Jangan Bercerai!
Salah satu hikmah mengapa pernikahan masuk dalam kategori ibadah adalah selain karena juga diamalkan Nabi saw., pernikahan meniscayakan konsekuensi yang berat. Sebagaimana lazimnya ibadah, untuk mencapai istikamah, betapa susah. Untuk istikamah shalat lima waktu berjemaah dan tepat waktu saja, masih banyak di antara kita yang kewalahan. Begitulah gambaran betapa beratnya konsekuensi pasca pernikahan.
Maka benar saja ketika angka perselingkuhan, poligami dan termasuk juga perceraian semakin meningkat, adalah bukti bahwa pernikahan meniscayakan konsekuensi yang maha berat. Uang yang banyak sekalipun, paras yang cantik dan tampan sekalipun, berasal dari keturunan terpandang sekalipun, setinggi apapun jabatannya, dan seterusnya, semuanya tak bisa menjamin langgengnya rumah tangga.
Perceraian dianggap menjadi solusi apabila--setidaknya--memenuhi beberapa unsur berikut: ketika suami sama sekali tidak menafkahi (tidak peduli), melakukan KdRT, ketika suami/istri terjebak dalam ideologi Islam garis keras/Wahabi. Penyebab yang terakhir ini menimbulkan pemaksaan berbasiskan agama. Posisi istri dipaksa untuk tunduk tanpa kecuali kepada istri. Misalnya dipaksa untuk bercadar (padahal istri enggan) dan masih banyak contoh lainnya.
Di luar dari tiga penyebab yang telah disebutkan, perceraian sebaiknya tidak terjadi. Termasuk misalnya istri atau suami dikedapatkan berselingkuh. Selama keduanya masih bisa diajak bicara baik-baik, betapapun perselingkuhan menyakitkan, insya Allah masih bisa diatasi. Perselingkuhan yang bisa jadi tak ditolelir adalah perselingkuhan yang dilakukan berulang-ulang dengan unsur kesengajaan.
Sebaiknya memang jangan bercerai. Berpikir dan bersikaplah dengan dewasa. Saya selalu yakin penyebab utama retaknya rumah tangga adalah karena miskomunikasi yang mengakibatkan kesalahpahaman. Istri dan suami saling menaruh curiga, akibatnya mudah tersulut emosi, percekcokanpun tak dapat dihindari dan akhirnya berujung perceraian.

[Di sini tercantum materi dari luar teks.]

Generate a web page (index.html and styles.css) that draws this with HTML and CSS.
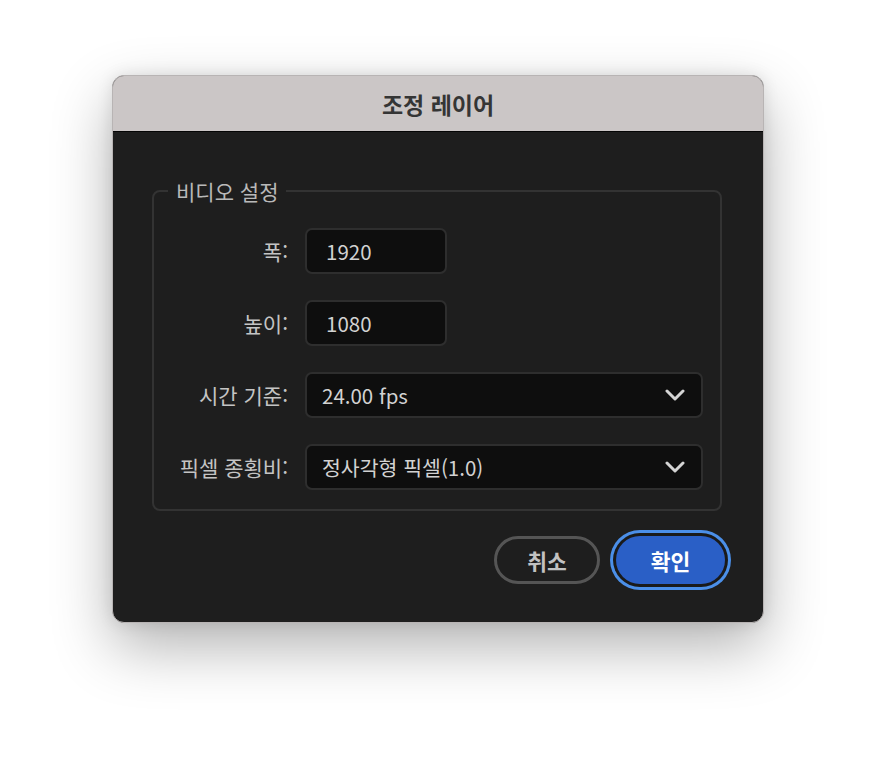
FILE: index.html
```html
<!DOCTYPE html>
<html lang="ko">
<head>
<meta charset="utf-8">
<title>조정 레이어</title>
<link rel="stylesheet" href="styles.css">
</head>
<body>
<div class="dialog">
  <div class="titlebar">조정 레이어</div>
  <div class="content">
    <fieldset class="group">
      <legend>비디오 설정</legend>
      <div class="row">
        <label class="lbl">폭:</label>
        <div class="field short">1920</div>
      </div>
      <div class="row">
        <label class="lbl">높이:</label>
        <div class="field short">1080</div>
      </div>
      <div class="row">
        <label class="lbl">시간 기준:</label>
        <div class="field select"><span>24.00 fps</span>
          <svg class="chev" width="20" height="12" viewBox="0 0 20 12"><path d="M2 2 L10 10 L18 2" fill="none" stroke="#d4d4d4" stroke-width="3" stroke-linecap="round" stroke-linejoin="round"/></svg>
        </div>
      </div>
      <div class="row">
        <label class="lbl">픽셀 종횡비:</label>
        <div class="field select"><span>정사각형 픽셀(1.0)</span>
          <svg class="chev" width="20" height="12" viewBox="0 0 20 12"><path d="M2 2 L10 10 L18 2" fill="none" stroke="#d4d4d4" stroke-width="3" stroke-linecap="round" stroke-linejoin="round"/></svg>
        </div>
      </div>
    </fieldset>
    <div class="buttons">
      <button class="btn cancel">취소</button>
      <button class="btn ok">확인</button>
    </div>
  </div>
</div>
</body>
</html>
```

FILE: styles.css
```css
html {
  margin: 0;
  padding: 0;
  background: #ffffff;
  min-height: 100%;
}
body {
  margin: 0;
  min-height: 772px;
  box-sizing: border-box;
  font-family: "Noto Sans CJK KR", "Noto Sans", sans-serif;
  padding-top: 75px;
  background: #ffffff;
}
.dialog {
  width: 652px;
  height: 548px;
  margin: 0 auto;
  box-sizing: border-box;
  border-radius: 12px;
  background: #1e1e1e;
  overflow: hidden;
  border: 1px solid #b8b4b4;
  box-shadow: 0 24px 60px rgba(0,0,0,0.30), 0 0 16px rgba(0,0,0,0.10);
  display: flex;
  flex-direction: column;
}
.titlebar {
  height: 55px;
  background: #cbc6c6;
  border-bottom: 1px solid #050505;
  color: #353535;
  font-weight: 700;
  font-size: 23px;
  display: flex;
  align-items: center;
  justify-content: center;
}
.content {
  padding: 49px 41px 0 39px;
}
.group {
  margin: 0;
  border: 2px solid #333333;
  border-radius: 8px;
  padding: 27px 17px 19px 0;
  display: flex;
  flex-direction: column;
  gap: 26px;
}
.group legend {
  margin-left: 14px;
  padding: 0 8px;
  color: #b9b9b9;
  font-size: 21px;
  line-height: 20px;
}
.row {
  display: flex;
  align-items: center;
}
.lbl {
  width: 134px;
  text-align: right;
  padding-right: 17px;
  color: #c4c4c4;
  font-size: 21px;
  white-space: nowrap;
}
.field {
  box-sizing: border-box;
  height: 46px;
  background: #0e0e0e;
  border: 2px solid #2e2e2e;
  border-radius: 7px;
  color: #d2d2d2;
  font-size: 20.5px;
  display: flex;
  align-items: center;
}
.short {
  width: 142px;
  padding-left: 19px;
}
.select {
  flex: 1;
  padding-left: 15px;
  padding-right: 16px;
  justify-content: space-between;
}
.buttons {
  display: flex;
  justify-content: flex-end;
  align-items: center;
  gap: 16px;
  padding-top: 25px;
}
.btn {
  font-family: "Noto Sans CJK KR", "Noto Sans", sans-serif;
  font-weight: 700;
  font-size: 21.5px;
  height: 48px;
  border-radius: 24px;
  box-sizing: border-box;
  cursor: pointer;
}
.cancel {
  width: 106px;
  background: transparent;
  color: #c2c2c2;
  border: 3px solid #555555;
}
.ok {
  width: 109px;
  margin-right: -3px;
  background: #2a5fc6;
  color: #ffffff;
  border: none;
  box-shadow: 0 0 0 3px #1a1a1a, 0 0 0 6px #4b8fe8;
}
```
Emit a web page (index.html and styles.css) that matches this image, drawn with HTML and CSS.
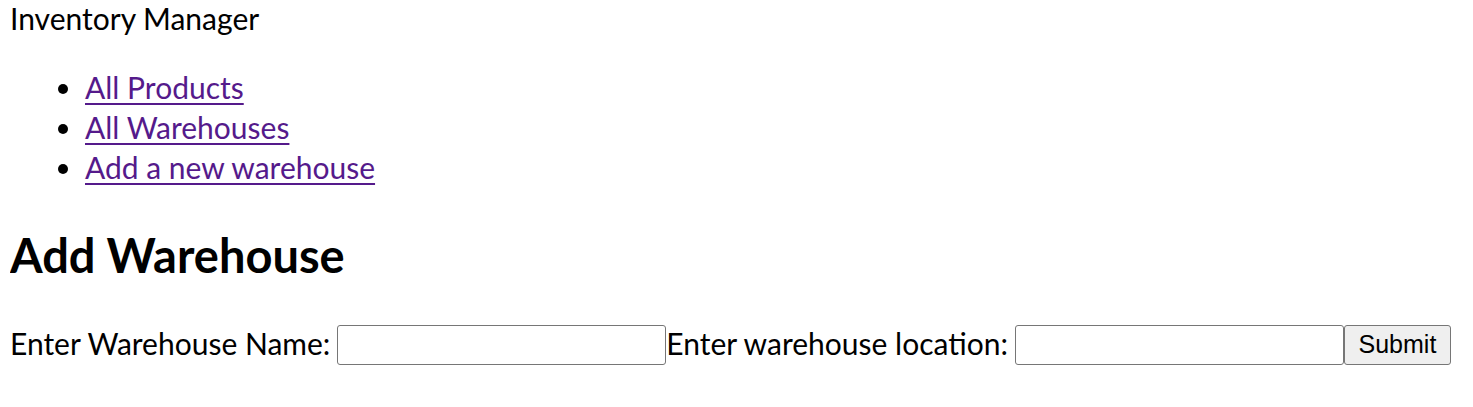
FILE: index.html
```html
<!DOCTYPE html>
<html>
<head>
<meta charset="utf-8">
<title>Inventory Manager</title>
<link rel="stylesheet" href="styles.css">
</head>
<body>
<div class="brand">Inventory Manager</div>
<ul class="nav">
  <li><a class="nav-link" href="#">All Products</a></li>
  <li><a class="nav-link" href="#">All Warehouses</a></li>
  <li><a class="nav-link" href="#">Add a new warehouse</a></li>
</ul>
<h2 class="title">Add Warehouse</h2>
<form class="form">
  <label class="label" for="wname">Enter Warehouse Name:</label>
  <input class="field" id="wname" type="text">
  <label class="label" for="wloc">Enter warehouse location:</label>
  <input class="field" id="wloc" type="text">
  <button class="submit" type="button">Submit</button>
</form>
</body>
</html>
```
FILE: styles.css
```css
body {
  margin: 0 0 0 10px;
  font-family: Lato, "Liberation Sans", sans-serif;
  font-size: 30px;
  line-height: 40px;
  color: #000;
  background: #fff;
}
.brand {
  margin-top: -2px;
}
.nav {
  margin: 29px 0 30px;
  padding-left: 75px;
}
.nav-link {
  color: #551a8b;
  text-decoration: underline;
  text-decoration-thickness: 2px;
  text-underline-offset: 4px;
}
.title {
  margin: 38px 0 38px;
  font-size: 47px;
  line-height: 60px;
  font-weight: bold;
}
.form {
  display: flex;
  align-items: center;
}
.label {
  margin-right: 7px;
  padding-bottom: 3px;
}
.field {
  box-sizing: border-box;
  width: 329px;
  height: 40px;
  margin: 0;
  border: 1px solid #767676;
  border-radius: 3px;
  background: #fff;
  font-size: 25px;
}
.submit {
  box-sizing: border-box;
  width: 107px;
  height: 40px;
  margin: 0;
  padding: 0;
  border: 1px solid #767676;
  border-radius: 3px;
  background: #efefef;
  color: #000;
  font-family: "Liberation Sans", Arial, sans-serif;
  font-size: 25px;
}
```
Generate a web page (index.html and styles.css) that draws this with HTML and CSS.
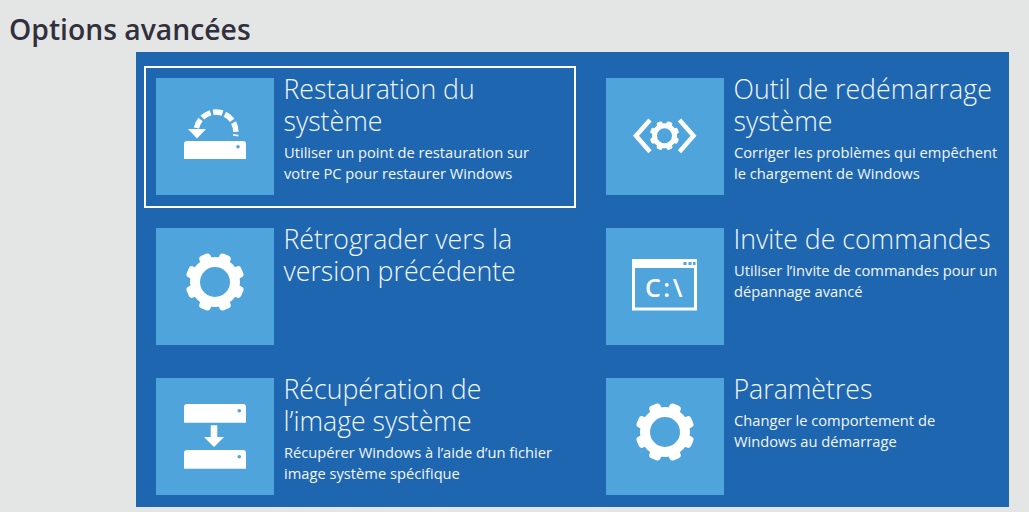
FILE: index.html
```html
<!DOCTYPE html>
<html lang="fr">
<head>
<meta charset="utf-8">
<title>Options avancées</title>
<link rel="stylesheet" href="styles.css">
</head>
<body>
<h1 class="heading">Options avancées</h1>
<main class="panel">
  <svg class="defs" width="0" height="0" aria-hidden="true">
    <defs>
      <g id="gear">
        <circle class="gear-ring" cx="0" cy="0" r="20"/>
        <rect class="gear-tooth" x="-6" y="-29.500" width="12" height="12" rx="3.500" transform="rotate(22.5)"/>
        <rect class="gear-tooth" x="-6" y="-29.500" width="12" height="12" rx="3.500" transform="rotate(67.5)"/>
        <rect class="gear-tooth" x="-6" y="-29.500" width="12" height="12" rx="3.500" transform="rotate(112.5)"/>
        <rect class="gear-tooth" x="-6" y="-29.500" width="12" height="12" rx="3.500" transform="rotate(157.5)"/>
        <rect class="gear-tooth" x="-6" y="-29.500" width="12" height="12" rx="3.500" transform="rotate(202.5)"/>
        <rect class="gear-tooth" x="-6" y="-29.500" width="12" height="12" rx="3.500" transform="rotate(247.5)"/>
        <rect class="gear-tooth" x="-6" y="-29.500" width="12" height="12" rx="3.500" transform="rotate(292.5)"/>
        <rect class="gear-tooth" x="-6" y="-29.500" width="12" height="12" rx="3.500" transform="rotate(337.5)"/>
      </g>
    </defs>
  </svg>

  <div class="grid">
    <article class="option option-selected">
      <div class="tile">
        <svg class="icon" viewBox="0 0 118 117">
          <path class="dashed-arc" d="M40.500 50 A19.800 19.800 0 1 1 79.500 58"/>
          <path class="white" d="M32 51H50L41 60.500Z"/>
          <path class="white" d="M31 63H87a3 3 0 0 1 3 3V81H28V66a3 3 0 0 1 3-3Z"/>
          <circle class="hole" cx="82" cy="68.700" r="1.800"/>
        </svg>
      </div>
      <div class="body">
        <h2 class="title">Restauration du<br>système</h2>
        <p class="desc">Utiliser un point de restauration sur<br>votre PC pour restaurer Windows</p>
      </div>
    </article>

    <article class="option">
      <div class="tile">
        <svg class="icon" viewBox="0 0 118 117">
          <path class="chevron" d="M44 42 30 57.700 44 73.700"/>
          <path class="chevron" d="M73.500 42 87.500 57.700 73.500 73.700"/>
          <use href="#gear" transform="translate(58.500 57.700) scale(0.5)"/>
        </svg>
      </div>
      <div class="body">
        <h2 class="title">Outil de redémarrage<br>système</h2>
        <p class="desc">Corriger les problèmes qui empêchent<br>le chargement de Windows</p>
      </div>
    </article>

    <article class="option">
      <div class="tile">
        <svg class="icon" viewBox="0 0 118 117">
          <use href="#gear" transform="translate(59 54)"/>
        </svg>
      </div>
      <div class="body">
        <h2 class="title">Rétrograder vers la<br>version précédente</h2>
      </div>
    </article>

    <article class="option">
      <div class="tile">
        <svg class="icon" viewBox="0 0 118 117">
          <rect class="window" x="27.500" y="32.500" width="62" height="48.500"/>
          <rect class="white" x="27" y="32" width="63" height="8"/>
          <rect class="hole" x="77.500" y="34" width="3" height="3"/>
          <rect class="hole" x="82.500" y="34" width="3" height="3"/>
          <rect class="hole" x="87" y="34" width="2.500" height="3"/>
          <text class="prompt" x="39" y="69">C:\</text>
        </svg>
      </div>
      <div class="body">
        <h2 class="title">Invite de commandes</h2>
        <p class="desc">Utiliser l’invite de commandes pour un<br>dépannage avancé</p>
      </div>
    </article>

    <article class="option">
      <div class="tile">
        <svg class="icon" viewBox="0 0 118 117">
          <path class="white" d="M31 26H87a3 3 0 0 1 3 3V44.700H28V29a3 3 0 0 1 3-3Z"/>
          <circle class="hole" cx="83.300" cy="32.700" r="1.800"/>
          <path class="white" d="M54.700 47.300H61.300V59H68L58 69 48 59H54.700Z"/>
          <path class="white" d="M31 72H87a3 3 0 0 1 3 3V90.700H28V75a3 3 0 0 1 3-3Z"/>
          <circle class="hole" cx="83.300" cy="78.700" r="1.800"/>
        </svg>
      </div>
      <div class="body">
        <h2 class="title">Récupération de<br>l’image système</h2>
        <p class="desc">Récupérer Windows à l’aide d’un fichier<br>image système spécifique</p>
      </div>
    </article>

    <article class="option">
      <div class="tile">
        <svg class="icon" viewBox="0 0 118 117">
          <use href="#gear" transform="translate(59 54)"/>
        </svg>
      </div>
      <div class="body">
        <h2 class="title">Paramètres</h2>
        <p class="desc">Changer le comportement de<br>Windows au démarrage</p>
      </div>
    </article>
  </div>
</main>
</body>
</html>
```

FILE: styles.css
```css
* {
  box-sizing: border-box;
}

html,
body {
  height: 100%;
}

body {
  margin: 0;
  background: #e4e6e5;
  font-family: "Open Sans", "Liberation Sans", sans-serif;
  overflow: hidden;
}

.heading {
  margin: 0;
  height: 52px;
  padding: 10px 0 0 9px;
  font-family: "Open Sans", "Liberation Sans", sans-serif;
  font-size: 28.300px;
  line-height: 38px;
  font-weight: 600;
  color: #32303c;
}

.panel {
  margin-left: 136px;
  width: 873px;
  height: 455px;
  padding: 14px 0 0 8px;
  background: #1f66b0;
}

.defs {
  display: block;
  position: absolute;
}

.grid {
  display: grid;
  grid-template-columns: 432px 432px;
  grid-auto-rows: 142px;
  column-gap: 18px;
  row-gap: 8px;
}

.option {
  display: flex;
  gap: 10px;
  padding: 10px;
  border: 2px solid transparent;
}

.option-selected {
  border-color: #ffffff;
}

.tile {
  flex: none;
  width: 118px;
  height: 117px;
  background: #4fa4dc;
}

.icon {
  display: block;
  width: 118px;
  height: 117px;
}

.body {
  margin-top: -5px;
  color: #f2f6fb;
}

.title {
  margin: 0 0 0 -0.500px;
  font-size: 26.700px;
  line-height: 32px;
  font-weight: 300;
  white-space: nowrap;
}

.desc {
  margin: 5px 0 0;
  font-size: 14.700px;
  line-height: 21px;
  font-weight: 400;
  white-space: nowrap;
}

.white {
  fill: #ffffff;
}

.hole {
  fill: #4fa4dc;
}

.dashed-arc {
  fill: none;
  stroke: #ffffff;
  stroke-width: 5.500;
  stroke-dasharray: 9.500 2.600;
}

.chevron {
  fill: none;
  stroke: #ffffff;
  stroke-width: 4.500;
}

.gear-ring {
  fill: none;
  stroke: #ffffff;
  stroke-width: 10;
}

.gear-tooth {
  fill: #ffffff;
}

.window {
  fill: none;
  stroke: #ffffff;
  stroke-width: 3;
}

.prompt {
  fill: #ffffff;
  font-family: "Open Sans", "Liberation Sans", sans-serif;
  font-size: 25px;
  font-weight: 600;
  letter-spacing: 2.500px;
}
```
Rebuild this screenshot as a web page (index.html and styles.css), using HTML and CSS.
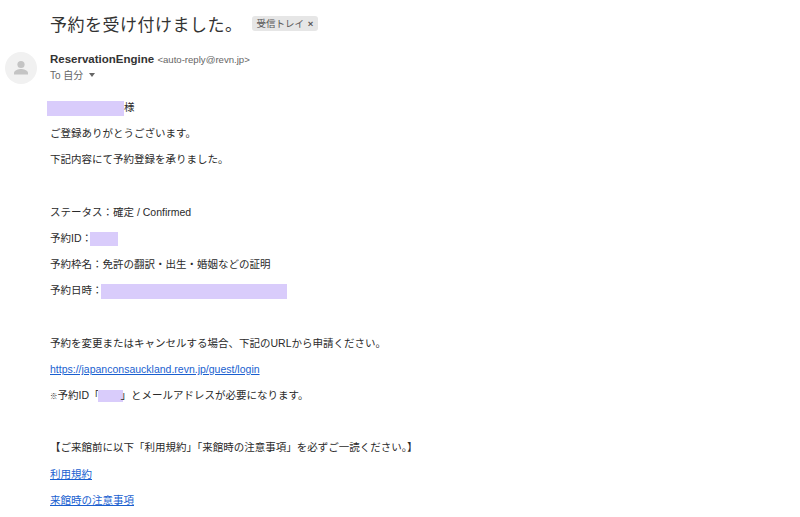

Kalau coba ditelusuri ada beberapa kejadian perceraian yang diakibatkan karena minimnya ekonomi, menurunnya kualitas fisik seorang istri ataupun suami dan tentu masih banyak lagi. Kondisi ini didukung misalnya oleh petugas KUA atau tokoh agama setempat yang tidak punya perspektif 'kesalingan', kitapun menyaksikan kejadian perceraian di desa-desa begitu marak terjadi.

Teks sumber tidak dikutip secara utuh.